NAg, nag, nag
Girlfriend not in on, or down with, robbery
Police say Otto McNab, 36, walked into a bank in Sugarloaf Township, Pa., at lunchtime on Monday, claimed to have a bomb and demanded a bag of cash. Cashiers rounded up $2,262, handed it to him, and he took off. Then he jumped in the getaway car, where his girlfriend was waiting. Problem: He hadn't told the girlfriend of his plan. She told him to march right back into the bank and give back that money this instant. So he did. They drove off, but police found them, and it's still a crime, even if you give it back. "Times are tough," McNab told the Citizen Voice of Wilkes-Barre. "You gotta do what you have to do to support your family." His girlfriend, if she still is, will not be charged.
Intruders decide they're dead tired
Employees at Weaver's Funeral Home in Bristol, Tenn., called the cops when they came in to work at 10:30 a.m. Tuesday and saw bodies that weren't supposed to be there in two coffins. Most of the time, funeral home employees know about the bodies in coffins, so it can be pretty shocking when they didn't put them there. Turns out, these bodies belonged to two intruders, who were napping. By the time police showed up, one of the intruders had gotten away, but police caught Barrett Hartsock. Police said more than $9,000 in damage was done to the coffins.

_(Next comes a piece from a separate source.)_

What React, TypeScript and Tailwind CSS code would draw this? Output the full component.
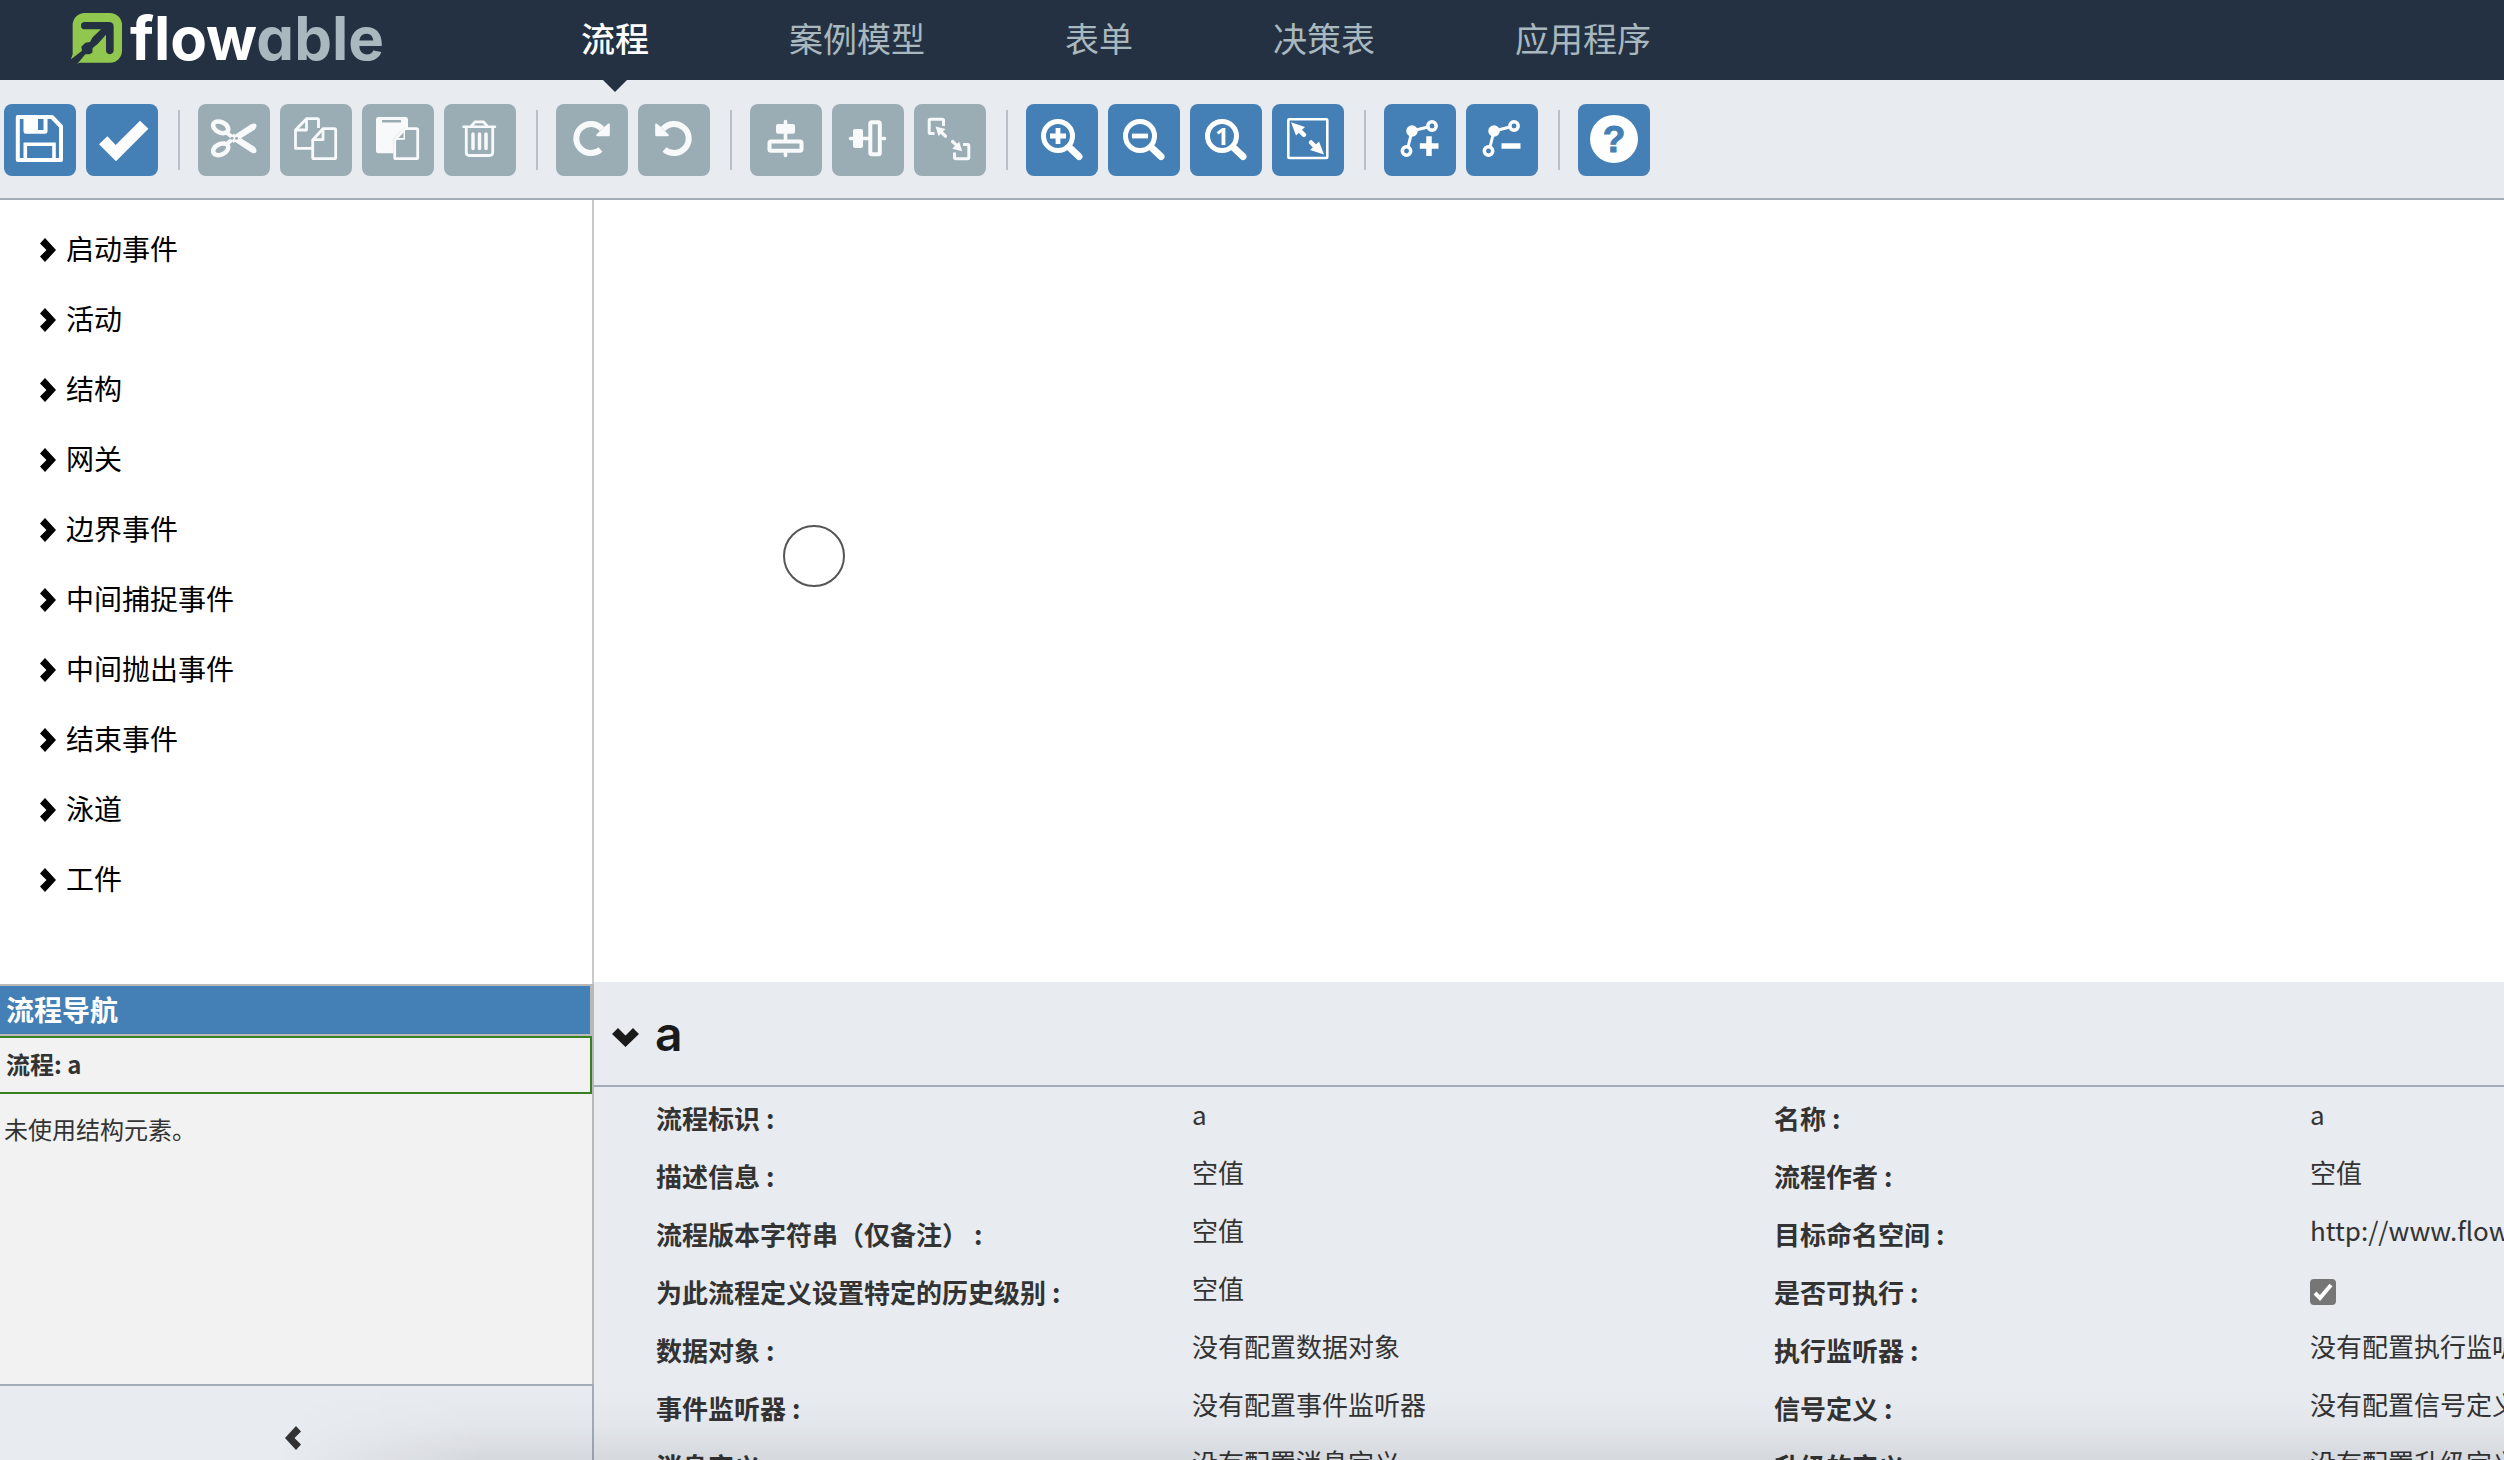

Losing pants ruins a perfect crime
Police in Lincoln, Neb., were hot on the trail of the person that stole a 40-foot-long limo bus over the weekend. They got a really good tip when they learned that there was a 40-foot-long limo bus abandoned. The next really good tip came when they looked inside and saw a pair of jeans with Steven Hunter's wallet in them. And that Hunter lived around the corner from where the limo was found. For his part, Hunter says he doesn't remember driving the limo home, but the evidence is pretty good. Police guess that he passed out in the bus restroom and woke up inside. He was arrested while they sort out the particulars.
There is a wrong way to teach things
It is a good thing for driving instructors to teach students about the potential perils of driving under the influence. One method of teaching this valuable lesson, though, is not stopping at the Olive Garden in Coralville, Iowa, during the driving lesson and buying the students some wine before they go back on the road. There is no accredited curriculum that includes that. Not even if the students are 14 and 16. Wait, especially if the students are 14 and 16. This scenario is not necessarily as hypothetical as it sounds, as a criminal complaint has been filed against instructor Frederick Bindner, reports the Iowa City Press Citizen. He faces charges of providing alcohol to minors and could also lose his teaching license.